Governor Mike Parsons made the announcement on May 11 stating, “Despite our economy’s strong comeback many business owners and employers across the state are still struggling, not because of COVID-19, but because they can’t find people to fill the jobs to help address this labor shortage.”

However, according to the Bureau of Labor Statistics, the percentage of Missouri’s working-age population is nearly identical to its pre-COVID levels. 

Many of the jobs that Parsons referred to are part-time, offer no benefits, or have irregular schedules that make getting a second job difficult. Additionally, many of these jobs are in the service industry which has seen some of the highest COVID-related deaths, leaving many workers forced to choose between the health of themselves and their loved ones or being able to pay for rent, food and utilities.

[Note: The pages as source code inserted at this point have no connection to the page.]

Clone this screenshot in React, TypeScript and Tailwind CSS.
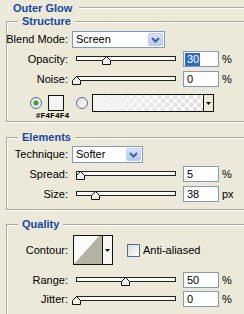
import type { ReactNode } from 'react';

function Label({ children }: { children: ReactNode }) {
  return (
    <span className="flex w-[61px] shrink-0 justify-end whitespace-nowrap leading-[13px]">
      <span>{children}</span>
    </span>
  );
}

function Group({ title, className, children }: { title: string; className: string; children: ReactNode }) {
  return (
    <div
      className={`relative ml-[6px] border-y border-l border-[#aca899] shadow-[inset_1px_1px_0_#fff,0_1px_0_#fff] ${className}`}
    >
      <span className="absolute left-[11px] top-[-7px] bg-[#ece9d8] px-[4px] font-bold leading-[13px] text-[#1747a6]">
        {title}
      </span>
      {children}
    </div>
  );
}

function Slider({ thumb }: { thumb: number }) {
  const cx = thumb + 0.5;
  return (
    <svg className="ml-[4px] shrink-0" width={108} height={16} viewBox="0 0 108 16">
      <rect x={4.5} y={5.5} width={99} height={4} fill="#fbfbf8" stroke="#222" />
      <polygon
        points={`${cx},5.5 ${cx + 4},9.5 ${cx + 4},13.5 ${cx - 4},13.5 ${cx - 4},9.5`}
        fill="#f1f0ea"
        stroke="#111"
      />
    </svg>
  );
}

function SliderRow({
  label,
  thumb,
  value,
  unit,
  selected,
  className
}: {
  label: string;
  thumb: number;
  value: string;
  unit: string;
  selected?: boolean;
  className: string;
}) {
  return (
    <div className={`flex h-[16px] items-center ${className}`}>
      <Label>{label}</Label>
      <Slider thumb={thumb} />
      <div className="ml-[3px] flex h-[16px] w-[36px] shrink-0 items-center border border-[#7f9db9] bg-white pl-[1px]">
        {selected ? (
          <span className="bg-[#316ac5] pl-[2px] pr-[1px] leading-[13px] text-white">{value}</span>
        ) : (
          <span className="pl-[2px] leading-[13px]">{value}</span>
        )}
      </div>
      <span className="ml-[3px] leading-[13px]">{unit}</span>
    </div>
  );
}

function Select({ value, width }: { value: string; width: string }) {
  return (
    <div className={`ml-[4px] flex h-[17px] shrink-0 border border-[#7f9db9] bg-white ${width}`}>
      <span className="flex-1 pl-[3px] leading-[15px]">{value}</span>
      <div className="m-[1px] flex w-[15px] items-center justify-center rounded-[2px] border border-[#bccdf7] bg-[linear-gradient(#d6e2fd,#b7c9f6)]">
        <svg width={9} height={6} viewBox="0 0 9 6">
          <path d="M1 1 L4.5 4.5 L8 1" fill="none" stroke="#4d6185" strokeWidth={2} />
        </svg>
      </div>
    </div>
  );
}

function Radio({ checked }: { checked?: boolean }) {
  return (
    <svg className="mt-[3px] shrink-0" width={12} height={12} viewBox="0 0 12 12">
      <defs>
        <linearGradient id="rf" x1="0" y1="0" x2="1" y2="1">
          <stop offset="0" stopColor="#dcdcd5" />
          <stop offset="1" stopColor="#ffffff" />
        </linearGradient>
      </defs>
      <circle cx={6} cy={6} r={5.5} fill="url(#rf)" stroke="#4a6f9e" />
      {checked ? <circle cx={6} cy={6} r={2.5} fill="#2fa52a" /> : null}
    </svg>
  );
}

function GradientSwatch() {
  return (
    <svg className="ml-[4px] shrink-0" width={122} height={18} viewBox="0 0 122 18">
      <defs>
        <pattern id="ck" width={8} height={8} patternUnits="userSpaceOnUse" x={1} y={1}>
          <rect width={8} height={8} fill="#ffffff" />
          <rect width={4} height={4} fill="#dedede" />
          <rect x={4} y={4} width={4} height={4} fill="#dedede" />
        </pattern>
        <linearGradient id="fade" x1="0" y1="0" x2="1" y2="0">
          <stop offset="0" stopColor="#f4f4f4" stopOpacity={1} />
          <stop offset="1" stopColor="#f4f4f4" stopOpacity={0} />
        </linearGradient>
      </defs>
      <rect x={1} y={1} width={110} height={16} fill="url(#ck)" />
      <rect x={1} y={1} width={110} height={16} fill="url(#fade)" />
      <rect x={111} y={1} width={10} height={16} fill="#ece9d8" />
      <rect x={0.5} y={0.5} width={121} height={17} fill="none" stroke="#111" />
      <line x1={111.5} y1={1} x2={111.5} y2={17} stroke="#111" />
      <polygon points="114,8 119,8 116.5,11" fill="#111" />
    </svg>
  );
}

export default function App() {
  return (
    <div className="h-[314px] w-[244px] overflow-hidden bg-[#ece9d8] font-['Liberation_Sans',Arial,sans-serif] text-[11px] text-black">
      <div className="flex h-[16px] items-center pl-[13px]">
        <span className="font-bold leading-[13px] text-[#1747a6]">Outer Glow</span>
        <div className="ml-[7px] h-[2px] flex-1 border-t border-b border-t-[#aca899] border-b-white" />
      </div>

      <Group title="Structure" className="mt-[5px] h-[101px]">
        <div className="mt-[9px] flex h-[17px] items-center">
          <Label>Blend Mode:</Label>
          <Select value="Screen" width="w-[93px]" />
        </div>
        <SliderRow className="mt-[3px]" label="Opacity:" thumb={34} value="30" unit="%" selected />
        <SliderRow className="mt-[4px]" label="Noise:" thumb={4} value="0" unit="%" />
        <div className="mt-[7px] flex items-start pl-[23px]">
          <Radio checked />
          <div className="ml-[6px] mt-[1px] flex w-[16px] shrink-0 flex-col items-center">
            <div className="h-[16px] w-[16px] border border-[#111] bg-[#f4f4f4]" />
            <span className="mr-[7px] whitespace-nowrap font-['Liberation_Mono',monospace] text-[8px] font-bold leading-[9px]">
              #F4F4F4
            </span>
          </div>
          <div className="ml-[12px]">
            <Radio />
          </div>
          <GradientSwatch />
        </div>
      </Group>

      <Group title="Elements" className="mt-[15px] h-[73px]">
        <div className="mt-[8px] flex h-[17px] items-center">
          <Label>Technique:</Label>
          <Select value="Softer" width="w-[71px]" />
        </div>
        <SliderRow className="mt-[3px]" label="Spread:" thumb={8} value="5" unit="%" />
        <SliderRow className="mt-[4px]" label="Size:" thumb={23} value="38" unit="px" />
      </Group>

      <Group title="Quality" className="mt-[14px] h-[100px]">
        <div className="mt-[10px] flex h-[30px] items-center">
          <Label>Contour:</Label>
          <div className="ml-[5px] flex h-[30px] shrink-0">
            <svg width={30} height={30} viewBox="0 0 30 30">
              <rect x={0} y={0} width={30} height={30} fill="#fbfbf8" />
              <polygon points="1,29 26,1 29,1 29,29" fill="#b7b3a3" />
              <rect x={0.5} y={0.5} width={29} height={29} fill="none" stroke="#111" />
            </svg>
            <div className="flex w-[10px] items-center justify-center border-y border-r border-[#111] bg-[#f7f6f1]">
              <svg width={5} height={3} viewBox="0 0 5 3">
                <polygon points="0,0 5,0 2.5,3" fill="#111" />
              </svg>
            </div>
          </div>
          <div className="ml-[14px] h-[13px] w-[13px] shrink-0 border border-[#4d6f9c] bg-[linear-gradient(135deg,#dcdcd5,#ffffff)]" />
          <span className="ml-[3px] leading-[13px]">Anti-aliased</span>
        </div>
        <SliderRow className="mt-[7px]" label="Range:" thumb={53} value="50" unit="%" />
        <SliderRow className="mt-[3px]" label="Jitter:" thumb={4} value="0" unit="%" />
      </Group>
    </div>
  );
}
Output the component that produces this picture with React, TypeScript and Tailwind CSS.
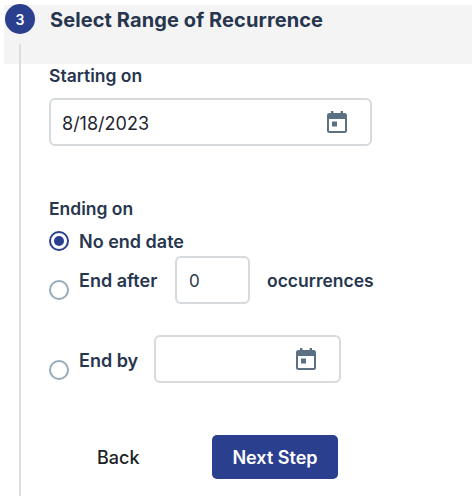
const font = { fontFamily: "Inter, 'Noto Sans', sans-serif" };

function CalendarIcon() {
  return (
    <svg viewBox="0 0 20 22" className="w-[20px] h-[22px] shrink-0" fill="none">
      <rect x="4" y="0" width="2.4" height="4" fill="#5b7083" />
      <rect x="13.6" y="0" width="2.4" height="4" fill="#5b7083" />
      <rect x="1" y="3" width="18" height="18" rx="1.5" stroke="#5b7083" strokeWidth="2" />
      <rect x="1" y="3" width="18" height="5" fill="#5b7083" />
      <rect x="5" y="10.5" width="5" height="5" fill="#5b7083" />
    </svg>
  );
}

function Radio({ checked }: { checked?: boolean }) {
  return (
    <span
      className={
        checked
          ? "w-[20px] h-[20px] rounded-full border-[2.5px] border-[#2b3f8f] flex items-center justify-center shrink-0"
          : "block w-[20px] h-[20px] rounded-full border-[2.5px] border-[#95abbb] shrink-0"
      }
    >
      {checked && <span className="w-[10px] h-[10px] rounded-full bg-[#2b3f8f]" />}
    </span>
  );
}

export default function App() {
  return (
    <div className="relative w-[474px] h-[496px] overflow-hidden bg-white text-[#27364e]" style={font}>
      {/* rail + step badge */}
      <div className="absolute left-[19px] top-[44px] bottom-0 w-[1.5px] bg-[#dcdfe2]" />
      <div className="absolute left-[5px] top-[4px] w-[30px] h-[30px] rounded-full bg-[#2b3f8f] text-white text-[14px] font-semibold flex items-center justify-center">
        3
      </div>

      <div className="mt-[5px] ml-[4px] w-[468px] h-[59px] bg-[#f4f4f4] pl-[46px] pt-[1px]">
        <h2 className="text-[20px] leading-[28px] font-bold tracking-[0.1px]">Select Range of Recurrence</h2>
      </div>

      <div className="pl-[49px]">
        <div className="mt-[2px] h-[20px] text-[17.5px] leading-[20px] font-semibold">Starting on</div>

        <div className="mt-[12px] w-[323px] h-[48px] border-2 border-[#d6dadd] rounded-[6px] flex items-center justify-between pl-[11px] pr-[23px]">
          <span className="text-[18px] leading-[24px] pt-[3px] text-[#1f2430]">8/18/2023</span>
          <CalendarIcon />
        </div>

        <div className="mt-[53px] h-[20px] text-[17.5px] leading-[20px] font-semibold">Ending on</div>

        <label className="mt-[11px] flex items-center gap-[10px] h-[22px]">
          <Radio checked />
          <span className="text-[18px] font-semibold">No end date</span>
        </label>

        <div className="mt-[4px] flex items-start h-[48px]">
          <span className="mt-[24px]"><Radio /></span>
          <span className="ml-[10px] mt-[13px] text-[18px] leading-[24px] font-semibold w-[96px]">End after</span>
          <div className="w-[75px] h-[48px] border-2 border-[#d6dadd] rounded-[6px] flex items-center pl-[12px] pt-[3px] text-[17px] text-[#2e3a4a]">0</div>
          <span className="ml-[17px] mt-[13px] text-[17.5px] leading-[24px] font-semibold">occurrences</span>
        </div>

        <div className="mt-[31px] flex items-start h-[48px]">
          <span className="mt-[25px]"><Radio /></span>
          <span className="ml-[10px] mt-[14px] text-[18px] leading-[24px] font-semibold w-[75px]">End by</span>
          <div className="w-[187px] h-[48px] border-2 border-[#d6dadd] rounded-[6px] flex items-center justify-end pr-[23px]">
            <CalendarIcon />
          </div>
        </div>

        <div className="mt-[52px] flex items-center">
          <button className="ml-[48px] w-[115px] text-left text-[18px] font-medium text-[#1c1f26]">Back</button>
          <button className="w-[126px] h-[44px] rounded-[5px] bg-[#2b3f8f] text-white text-[18px] font-semibold">Next Step</button>
        </div>
      </div>
    </div>
  );
}
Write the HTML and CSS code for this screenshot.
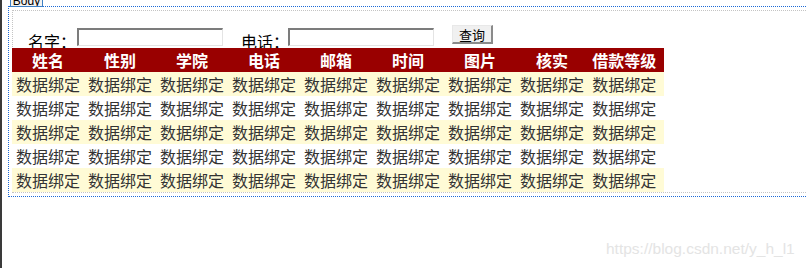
FILE: index.html
```html
<!DOCTYPE html>
<html lang="zh-CN">
<head>
<meta charset="utf-8">
<title>GridView</title>
<link rel="stylesheet" href="styles.css">
</head>
<body>
<div class="page">
  <div class="rail"></div>
  <div class="canvas">
    <div class="design">
      <span class="tag">Body</span>
      <div class="form-area">
        <div class="search">
          <span class="label">名字：</span>
          <input class="field" type="text">
          <span class="label label-gap">电话：</span>
          <input class="field" type="text">
          <button class="btn" type="button">查询</button>
        </div>
        <table class="grid">
          <thead>
            <tr><th>姓名</th><th>性别</th><th>学院</th><th>电话</th><th>邮箱</th><th>时间</th><th>图片</th><th>核实</th><th>借款等级</th></tr>
          </thead>
          <tbody>
            <tr class="odd"><td>数据绑定</td><td>数据绑定</td><td>数据绑定</td><td>数据绑定</td><td>数据绑定</td><td>数据绑定</td><td>数据绑定</td><td>数据绑定</td><td>数据绑定</td></tr>
            <tr class="even"><td>数据绑定</td><td>数据绑定</td><td>数据绑定</td><td>数据绑定</td><td>数据绑定</td><td>数据绑定</td><td>数据绑定</td><td>数据绑定</td><td>数据绑定</td></tr>
            <tr class="odd"><td>数据绑定</td><td>数据绑定</td><td>数据绑定</td><td>数据绑定</td><td>数据绑定</td><td>数据绑定</td><td>数据绑定</td><td>数据绑定</td><td>数据绑定</td></tr>
            <tr class="even"><td>数据绑定</td><td>数据绑定</td><td>数据绑定</td><td>数据绑定</td><td>数据绑定</td><td>数据绑定</td><td>数据绑定</td><td>数据绑定</td><td>数据绑定</td></tr>
            <tr class="odd"><td>数据绑定</td><td>数据绑定</td><td>数据绑定</td><td>数据绑定</td><td>数据绑定</td><td>数据绑定</td><td>数据绑定</td><td>数据绑定</td><td>数据绑定</td></tr>
          </tbody>
        </table>
      </div>
    </div>
  </div>
  <div class="watermark">https://blog.csdn.net/y_h_l1</div>
</div>
</body>
</html>
```
FILE: styles.css
```css
html, body {
  margin: 0;
  padding: 0;
  background: #ffffff;
}

.page {
  position: relative;
  display: flex;
  width: 806px;
  height: 268px;
  overflow: hidden;
  font-family: "Noto Sans CJK SC", "Liberation Sans", sans-serif;
}

.rail {
  width: 2px;
  flex: none;
  background: #3a3a3a;
}

.canvas {
  flex: 1;
  min-width: 0;
}

.design {
  position: relative;
  margin: 6px 0 0 6px;
  padding: 3px 0 3px 3px;
  border-top: 1px dotted #1c6ad6;
  border-left: 1px dotted #1c6ad6;
  border-bottom: 1px dotted #1c6ad6;
}

.tag {
  position: absolute;
  left: 1px;
  top: -15px;
  width: 31px;
  height: 13px;
  border: 1px solid #3d7fc4;
  background: #f2f2f2;
  font-family: "Liberation Sans", sans-serif;
  font-size: 12px;
  line-height: 17px;
  color: #000;
  text-align: center;
  overflow: hidden;
}

.form-area {
  border-top: 1px dotted #c4c4c4;
  border-left: 1px dotted #c4c4c4;
  border-bottom: 1px dotted #c4c4c4;
}

.search {
  display: flex;
  align-items: flex-start;
  height: 37px;
  padding-left: 15px;
  overflow: hidden;
}

.label {
  margin-top: 21px;
  font-size: 16px;
  line-height: 18px;
  color: #000;
  white-space: nowrap;
}

.label-gap {
  margin-left: 18px;
  margin-right: -2px;
}

.field {
  box-sizing: border-box;
  width: 146px;
  height: 18px;
  margin: 17px 0 0 1px;
  padding: 0;
  border-style: solid;
  border-width: 2px 1px 1px 2px;
  border-color: #7c7c7c #e4e4e4 #e4e4e4 #7c7c7c;
  background: #fff;
}

.btn {
  box-sizing: border-box;
  width: 41px;
  height: 19px;
  margin: 14px 0 0 18px;
  padding: 0;
  border-style: solid;
  border-width: 1px 2px 2px 1px;
  border-color: #e8e8e8 #8a8a8a #8a8a8a #e8e8e8;
  background: #f0f0f0;
  font-family: "Noto Sans CJK SC", sans-serif;
  font-size: 13px;
  line-height: 15px;
  color: #000;
}

.grid {
  margin-left: -1px;
  border-collapse: collapse;
  border-spacing: 0;
}

.grid th,
.grid td {
  padding: 4px;
  width: 64px;
  font-size: 16px;
  line-height: 16px;
  height: 16px;
  white-space: nowrap;
}

.grid th:last-child,
.grid td:last-child {
  padding-right: 8px;
}

.grid th {
  background: #990000;
  color: #ffffff;
  font-weight: bold;
  text-align: center;
}

.grid td {
  color: #333333;
  text-align: left;
}

.grid tr.odd td {
  background: #fffbd6;
}

.grid tr.even td {
  background: #ffffff;
}

.watermark {
  position: absolute;
  left: 606px;
  top: 240px;
  font-family: "Liberation Sans", Arial, sans-serif;
  font-size: 15.5px;
  line-height: 18px;
  color: #e4e4e4;
  white-space: nowrap;
}
```
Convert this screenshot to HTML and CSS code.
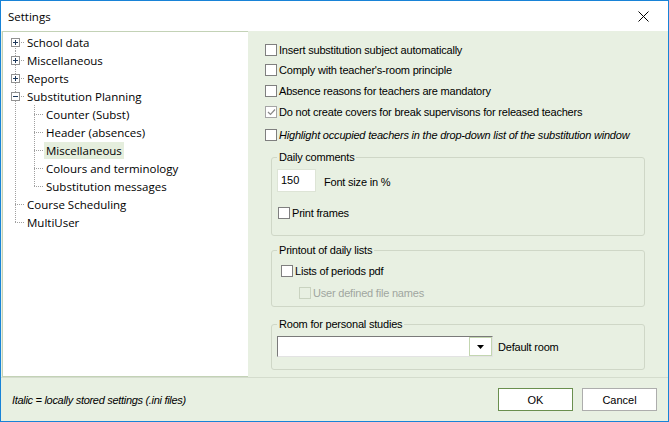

Parents of school-age children are in an especially tough position. Many of the schools and daycares have yet to reopen, leaving parents forced to stay home to provide care for their children. No discussion of supplemental benefits to offset this were part of Parson’s plan.

Simultaneously, the Missouri legislature voted to increase the gas tax on May 11, the same day Parson declared the upcoming end to supplemental unemployment benefits. This tax will hit rural Missouri especially hard as public transportation is non-existent in much of the state.

Prior to the pandemic, Missouri had a 12.9% poverty rate with 17% of Missouri children living in poverty. Sixteen Missouri counties had poverty rates above 20% and 16 counties have childhood poverty rates over 30%, including Pemiscot county with a 40.7% childhood poverty rate per the USDA. While updated numbers are not yet available, the economic crisis created by the U.S. response to COVID-19 suggests that these numbers have only gone up.

Missouri’s $10.30/hour minimum wage is not going to provide enough income for many Missourians to get by, even those who are able to find full-time work. It is glaringly clear that the political leadership in Missouri cares more about upholding the rights of the owners and employers than that of the everyday people that are already struggling to get by.